Il faut dire que Valls 2 est très populaire parmi les patrons. Invité de RTL ce mercredi matin, Pierre Gattaz a commenté avec enthousiasme la nomination d'Emmanuel Macron à l'Economie, l'instigateur du pacte de responsabilité. Pour le patron des patrons, le nouveau locataire de Bercy "a trois atouts: il connaît l'entreprise, l'économie de marché et la mondialisation". Et Pierre Gattaz d'ajouter: "La sagesse de ce gouvernement, c'est de dire 'jouons cette politique de l'offre'", avec notamment le pacte de responsabilité.
Avec une charnière Michel Sapin (Finances) et Emmanuel Macron (Economie) à Bercy, supervisée par le secrétaire général Jean-Pierre Jouyet à l’Elysée et soutenue par l’autorité de Manuel Valls à Matignon, le casting ne peut effectivement que plaire au patronat. Ailleurs, le jeune ministre suscite aussi les louanges de personnalités très libérales, à l'instar de Patrick Robin, porte-parole des entrepreneurs. Pas vraiment de quoi donner des gages à la gauche du PS...
Selon toute vraisemblance, le Premier ministre défendra sa politique d'accentuation de la baisse du coût du travail, décidée dans le cadre du pacte de responsabilité. Cette ligne, annoncée l'an dernier devant cette même université d'été par le ministre des Finances de l'époque, Pierre Moscovici, qui avait parlé juste avant de "ras-le-bol fiscal", a été confirmée par son successeur Michel Sapin.

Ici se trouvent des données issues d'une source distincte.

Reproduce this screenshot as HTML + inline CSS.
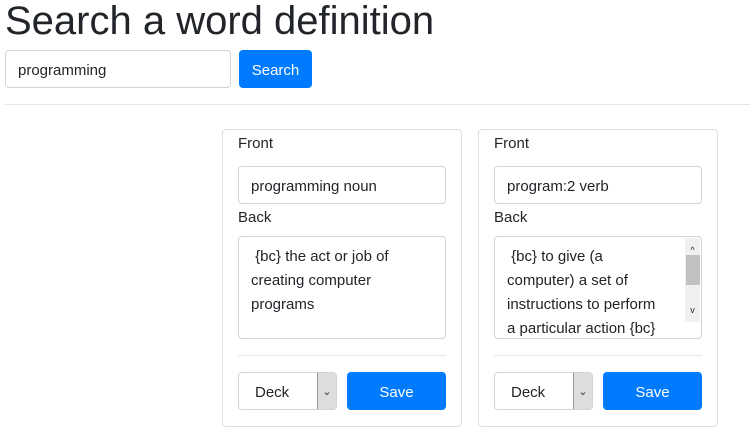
<!DOCTYPE html>
<html><head><style>
body{margin:0;width:750px;height:437px;overflow:hidden;background:#fff;font-family:"Liberation Sans",sans-serif;color:#212529;position:relative}
.a{position:absolute;box-sizing:border-box}
h1{position:absolute;left:5px;top:-4px;margin:0;font-weight:400;font-size:40px;line-height:50px}
.inp{border:1px solid #ced4da;border-radius:4px;background:#fff;font-size:15px;padding-left:12px;display:flex;align-items:center;padding-top:2px}
.btn{background:#007bff;color:#fff;border-radius:4px;font-size:15px;display:flex;align-items:center;justify-content:center;padding-top:2px}
.card{border:1px solid #dfdfdf;border-radius:4px}
.lbl{font-size:15px}
.ta{border:1px solid #ced4da;border-radius:4px;font-size:15px;line-height:24px;padding:8px 12px;overflow:hidden;white-space:nowrap}
.hr{height:1px;background:#e5e5e5}
.sel{border:1px solid #ced4da;border-radius:4px;font-size:15px;padding-left:16px;display:flex;align-items:center;padding-top:2px}
.arr{position:absolute;right:0;top:0;bottom:0;width:18px;background:#ddd;border-left:1px solid #999;font-size:11px;display:flex;align-items:center;justify-content:center;color:#333}
</style></head><body>
<h1>Search a word definition</h1>
<div class="a inp" style="left:5px;top:50px;width:226px;height:38px">programming</div>
<div class="a btn" style="left:239px;top:50px;width:73px;height:38px">Search</div>
<div class="a hr" style="left:5px;top:104px;width:745px"></div>

<div class="a card" style="left:222px;top:129px;width:240px;height:298px"></div>
<div class="a lbl" style="left:238px;top:135px">Front</div>
<div class="a inp" style="left:238px;top:166px;width:208px;height:38px">programming noun</div>
<div class="a lbl" style="left:238px;top:209px">Back</div>
<div class="a ta" style="left:238px;top:236px;width:208px;height:103px">&nbsp;{bc} the act or job of<br>creating computer<br>programs</div>
<div class="a hr" style="left:238px;top:355px;width:208px"></div>
<div class="a sel" style="left:238px;top:372px;width:99px;height:38px">Deck<div class="arr">&#8964;</div></div>
<div class="a btn" style="left:347px;top:372px;width:99px;height:38px">Save</div>

<div class="a card" style="left:478px;top:129px;width:240px;height:298px"></div>
<div class="a lbl" style="left:494px;top:135px">Front</div>
<div class="a inp" style="left:494px;top:166px;width:208px;height:38px">program:2 verb</div>
<div class="a lbl" style="left:494px;top:209px">Back</div>
<div class="a ta" style="left:494px;top:236px;width:208px;height:103px;padding-right:20px">&nbsp;{bc} to give (a<br>computer) a set of<br>instructions to perform<br>a particular action {bc}
<div style="position:absolute;right:1px;top:1px;width:15px;height:84px;background:#f0f0f0"><div style="position:absolute;top:17px;left:1px;width:14px;height:30px;background:#c1c1c1"></div><div style="position:absolute;top:0;width:15px;text-align:center;font-size:9px">^</div><div style="position:absolute;bottom:0;width:15px;text-align:center;font-size:9px">v</div></div></div>
<div class="a hr" style="left:494px;top:355px;width:208px"></div>
<div class="a sel" style="left:494px;top:372px;width:99px;height:38px">Deck<div class="arr">&#8964;</div></div>
<div class="a btn" style="left:603px;top:372px;width:99px;height:38px">Save</div>
</body></html>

Pierre Gattaz devrait donc couvrir de louanges Manuel Valls, après l'avoir largement félicité pour le renvoi d'Arnaud Montebourg. "C’est une bonne décision", a expliqué en privé le président du Medef, cité par Le Monde. "C’est comme dans une équipe de foot. Si vous avez un Zidane qui dit l’inverse, il ne joue pas. Il n’est pas possible de garder un ministre à une telle place quand on mène une politique de l’offre assumée". L'occasion était trop belle.

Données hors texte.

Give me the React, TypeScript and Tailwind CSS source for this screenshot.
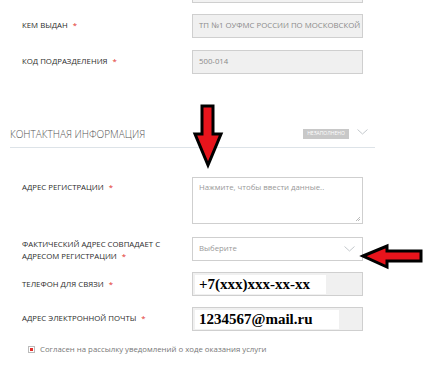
import React from "react";

const font = { fontFamily: '"Open Sans", "Noto Sans", sans-serif' };

function Label({ children }: { children: React.ReactNode }) {
  return (
    <div className="w-[170px] whitespace-nowrap pl-[22px] pr-2 text-[7.8px] uppercase leading-[12px] text-[#2b2b2b]">
      {children}
      <span className="ml-[5px] text-[#e2312d]">*</span>
    </div>
  );
}

function Arrows() {
  return (
    <svg className="pointer-events-none absolute left-0 top-0" width="426" height="381">
      <polygon
        points="202,106 213,106 213,134 221,134 208,165 195,134 202,134"
        fill="#e8141c"
        stroke="#000"
        strokeWidth="3"
        strokeLinejoin="miter"
      />
      <polygon
        points="363,256 387,246 387,251 421,251 421,261 387,261 387,267"
        fill="#e8141c"
        stroke="#000"
        strokeWidth="3"
        strokeLinejoin="miter"
      />
    </svg>
  );
}

function Chevron({ className }: { className?: string }) {
  return (
    <svg className={className} width="11" height="6" viewBox="0 0 11 6">
      <path d="M0.5 0.5 L5.5 5 L10.5 0.5" fill="none" stroke="#c4c8cc" strokeWidth="1" />
    </svg>
  );
}

export default function App() {
  return (
    <div className="relative h-[381px] w-[426px] overflow-hidden bg-white" style={font}>
      <div className="ml-[192px] h-[3px] w-[171px] border border-t-0 border-[#cfcfcf] bg-[#f2f2f2]" />

      <div className="mt-[11px] flex items-start">
        <div className="pt-[5px]">
          <Label>Кем выдан</Label>
        </div>
        <div className="ml-[22px] flex h-[24px] w-[171px] items-center overflow-hidden whitespace-nowrap border border-[#cfcfcf] bg-[#f0f0f0] pl-[6px] text-[7.8px] text-[#8a8a8a]">
          ТП №1 ОУФМС РОССИИ ПО МОСКОВСКОЙ
        </div>
      </div>

      <div className="mt-[12px] flex items-start">
        <div className="pt-[5px]">
          <Label>Код подразделения</Label>
        </div>
        <div className="ml-[22px] flex h-[24px] w-[171px] items-center border border-[#cfcfcf] bg-[#f0f0f0] pl-[6px] text-[7.8px] text-[#8a8a8a]">
          500-014
        </div>
      </div>

      <div className="ml-[10px] mt-[53px] w-[365px] border-b border-[#dde3e8] pb-[6px]">
        <div className="flex items-center">
          <div className="text-[10px] font-light uppercase leading-[14px] text-[#555]">
            Контактная информация
          </div>
          <div className="ml-auto mr-[26px] flex h-[10px] w-[46px] items-center justify-center bg-[#c8c8c8] text-[5px] uppercase text-white">
            незаполнено
          </div>
        </div>
      </div>
      <Chevron className="absolute left-[357px] top-[129px]" />

      <div className="mt-[29px] flex items-start">
        <div className="pt-[4px]">
          <Label>Адрес регистрации</Label>
        </div>
        <div className="relative ml-[22px] h-[47px] w-[171px] border border-[#cfcfcf] bg-white pl-[6px] pt-[4px] text-[7.8px] text-[#999]">
          Нажмите, чтобы ввести данные..
          <svg className="absolute bottom-[1px] right-[1px]" width="6" height="6">
            <path d="M5 1 L1 5 M5 3 L3 5" stroke="#aaa" strokeWidth="0.8" />
          </svg>
        </div>
      </div>

      <div className="mt-[13px] flex items-start">
        <div className="pt-[1px]">
          <Label>
            Фактический адрес совпадает с
            <br />
            адресом регистрации
          </Label>
        </div>
        <div className="ml-[22px] flex h-[24px] w-[171px] items-center border border-[#cfcfcf] bg-white pl-[6px] pr-[7px] text-[7.8px] text-[#999]">
          Выберите
          <Chevron className="ml-auto" />
        </div>
      </div>

      <div className="mt-[10px] flex items-start">
        <div className="pt-[6px]">
          <Label>Телефон для связи</Label>
        </div>
        <div className="ml-[22px] flex h-[24px] w-[171px] items-center border border-[#cfcfcf] bg-[#f0f0f0] pl-[2px]">
          <span
            className="flex h-[19px] w-[131px] items-center bg-white pl-[4px] text-[15px] font-bold text-black"
            style={{ fontFamily: '"Liberation Serif", serif' }}
          >
            +7(xxx)xxx-xx-xx
          </span>
        </div>
      </div>

      <div className="mt-[11px] flex items-start">
        <div className="pt-[5px]">
          <Label>Адрес электронной почты</Label>
        </div>
        <div className="ml-[22px] flex h-[24px] w-[171px] items-center border border-[#cfcfcf] bg-[#f0f0f0] pl-[2px]">
          <span
            className="flex h-[19px] w-[144px] items-center bg-white pl-[4px] text-[15px] font-bold text-black"
            style={{ fontFamily: '"Liberation Serif", serif' }}
          >
            1234567@mail.ru
          </span>
        </div>
      </div>

      <div className="ml-[28px] mt-[13px] flex items-center">
        <div className="flex h-[7px] w-[7px] items-center justify-center border border-[#bbb] bg-white">
          <div className="h-[3px] w-[3px] bg-[#e2312d]" />
        </div>
        <div className="ml-[5px] text-[7.8px] text-[#777]">
          Согласен на рассылку уведомлений о ходе оказания услуги
        </div>
      </div>

      <Arrows />
    </div>
  );
}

Gattaz n'a pas de mots assez doux pour Valls
Malgré les appels de la gauche du Parti socialiste à accentuer les gestes en faveur des ménages modestes, Michel Sapin a réaffirmé mi-août que le cap de l'amélioration de la compétitivité des entreprises serait maintenu, après l'annonce d'une croissance nulle de l'économie française au deuxième trimestre de cette année comme au premier. Et les signes ne trompent pas: mardi, Libération a révélé un document interministériel faisant état d'une réflexion autour d'une nouvelle hausse de la TVA. Un projet rapidement démenti par le gouvernement, qui a cependant confirmé l'existence de la discussion.

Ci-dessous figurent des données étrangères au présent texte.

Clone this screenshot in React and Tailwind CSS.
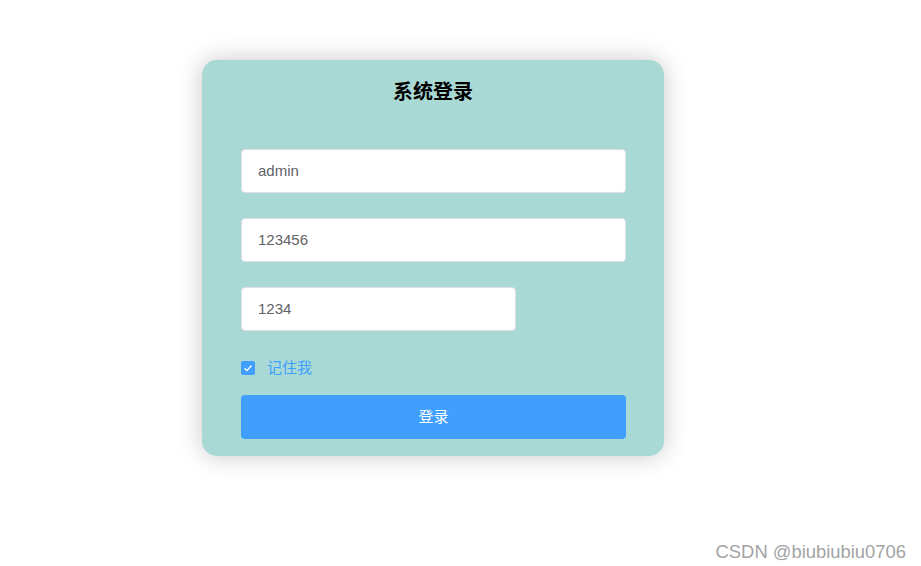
export default function App() {
  return (
    <div className="relative h-[566px] w-[921px] bg-white font-['Liberation_Sans','Noto_Sans_CJK_SC',sans-serif]">
      <div className="ml-[202px] pt-[60px]">
        <div className="w-[462px] h-[396px] rounded-[15px] bg-[#a8d9d5] shadow-[0_0_25px_#cac6c6] px-[39px] pt-[20px]">
          <h3 className="text-center text-[20px] leading-[24px] font-bold text-black mb-[45px]">系统登录</h3>

          <div className="flex flex-col gap-[25px]">
            <input
              defaultValue="admin"
              className="w-[385px] h-[44px] rounded-[4px] border border-[#dcdfe6] bg-white px-[16px] pb-[2px] text-[15px] text-[#606266] outline-none"
            />
            <input
              defaultValue="123456"
              className="w-[385px] h-[44px] rounded-[4px] border border-[#dcdfe6] bg-white px-[16px] pb-[2px] text-[15px] text-[#606266] outline-none"
            />
            <input
              defaultValue="1234"
              className="w-[275px] h-[44px] rounded-[4px] border border-[#dcdfe6] bg-white px-[16px] pb-[2px] text-[15px] text-[#606266] outline-none"
            />
          </div>

          {/* remember me */}
          <label className="flex items-center gap-[12px] mt-[30px] h-[14px]">
            <span className="w-[14px] h-[14px] rounded-[2px] bg-[#409eff] flex items-center justify-center">
              <svg width="12" height="12" viewBox="0 0 12 12" fill="none">
                <path d="M2.5 6.3 L5 8.6 L9.5 3.5" stroke="white" strokeWidth="1.3" />
              </svg>
            </span>
            <span className="text-[15px] text-[#409eff] leading-[14px]">记住我</span>
          </label>

          <button className="mt-[20px] w-[385px] h-[44px] rounded-[4px] bg-[#409eff] text-white text-[15px]">
            登录
          </button>
        </div>
      </div>

      <span className="absolute right-[15px] top-[538px] text-[18.4px] text-[#a3a3a3] [text-shadow:0_0_1px_#fff]">
        CSDN @biubiubiu0706
      </span>
    </div>
  )
}
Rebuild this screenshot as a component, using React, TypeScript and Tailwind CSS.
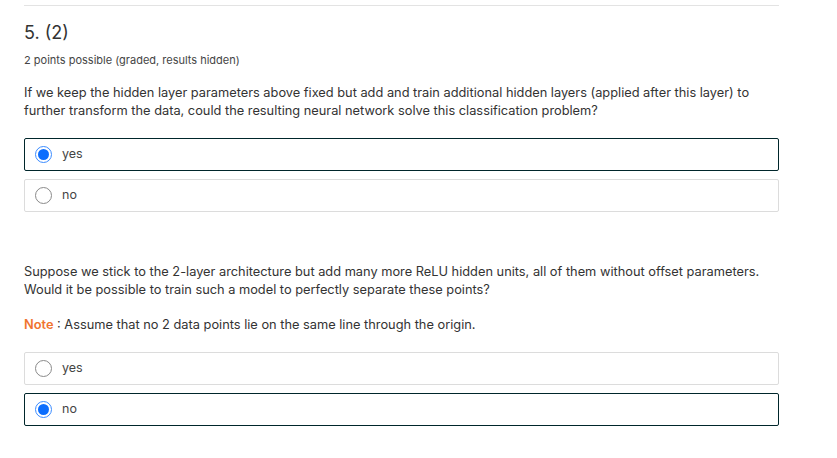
import React from "react";

function Radio({ checked }: { checked: boolean }) {
  return checked ? (
    <span className="flex h-[17px] w-[17px] items-center justify-center rounded-full border border-[#3b8cff] bg-white">
      <span className="h-[11px] w-[11px] rounded-full bg-[#0d6efd]" />
    </span>
  ) : (
    <span className="h-[17px] w-[17px] rounded-full border border-[#8a8a8a] bg-white" />
  );
}

function Option({ label, checked }: { label: string; checked: boolean }) {
  return (
    <div
      className={
        "flex h-[33px] items-center gap-[10px] rounded-[2px] border pl-[10px] " +
        (checked ? "border-[#00262b]" : "border-[#dcdcdc]")
      }
    >
      <Radio checked={checked} />
      <span className="text-[12.5px] text-[#454545]">{label}</span>
    </div>
  );
}

export default function App() {
  return (
    <div className="min-h-[458px] bg-white font-['Inter','Noto_Sans',sans-serif] text-[#454545]">
      <div className="w-[755px] pl-[24px] pt-[5px] box-content">
        <div className="border-t border-[#e3e3e3]" />
        <h2 className="mt-[16px] text-[18px] leading-[22px] text-[#333]">5. (2)</h2>
        <div className="mt-[9px] text-[11px] leading-[14px] text-[#454545]">
          2 points possible (graded, results hidden)
        </div>
        <p className="mt-[17px] text-[12.8px] leading-[17.5px] text-[#333]">
          If we keep the hidden layer parameters above fixed but add and train additional hidden layers (applied after this layer) to
          further transform the data, could the resulting neural network solve this classification problem?
        </p>
        <div className="mt-[19px] flex flex-col gap-[8px]">
          <Option label="yes" checked={true} />
          <Option label="no" checked={false} />
        </div>
        <p className="mt-[51px] text-[12.8px] leading-[17.5px] text-[#333]">
          Suppose we stick to the 2-layer architecture but add many more ReLU hidden units, all of them without offset parameters.
          Would it be possible to train such a model to perfectly separate these points?
        </p>
        <p className="mt-[18px] text-[12.8px] leading-[17.5px] text-[#333]">
          <span className="font-semibold text-[#f0742f]">Note</span> : Assume that no 2 data points lie on the same line through the origin.
        </p>
        <div className="mt-[18px] flex flex-col gap-[8px]">
          <Option label="yes" checked={false} />
          <Option label="no" checked={true} />
        </div>
      </div>
    </div>
  );
}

Preuve que le Medef se réjouit de la tournure des événements, Pierre Gattaz a loué mardi le "courage" de Manuel Valls. Il a même remisé au placard les 10 propositions "turbo" qu'il entend publier pour améliorer l'emploi. Lâché dans la presse le 18 août, le document de travail entend lisser les seuils sociaux, créer un contrat zéro charge pour les apprentis ou encore libéraliser le travail dominical. Mais ces propositions seront présentées plus tard, histoire de laisser souffler le Premier ministre. En attendant, le patron des patrons voit dans le remaniement "une bonne décision". "On a besoin de gens qui ne voient pas les patrons comme les ennemis de classe ou des exploiteurs", a-t-il encore répété.
"Sur le fond, Pierre Gattaz ne peut qu'encourager, aider et soutenir Valls", estime Bernard Vivier, directeur de l'Institut supérieur du travail."Mais dans la forme, il n'est pas obligé de le dire de manière aussi directe. Cela gênerait Manuel Valls au sein du Parti socialiste pour attirer à lui tous les éléments qui regardent plutôt du côté de Montebourg". La mécanique semble néanmoins bien enclenchée.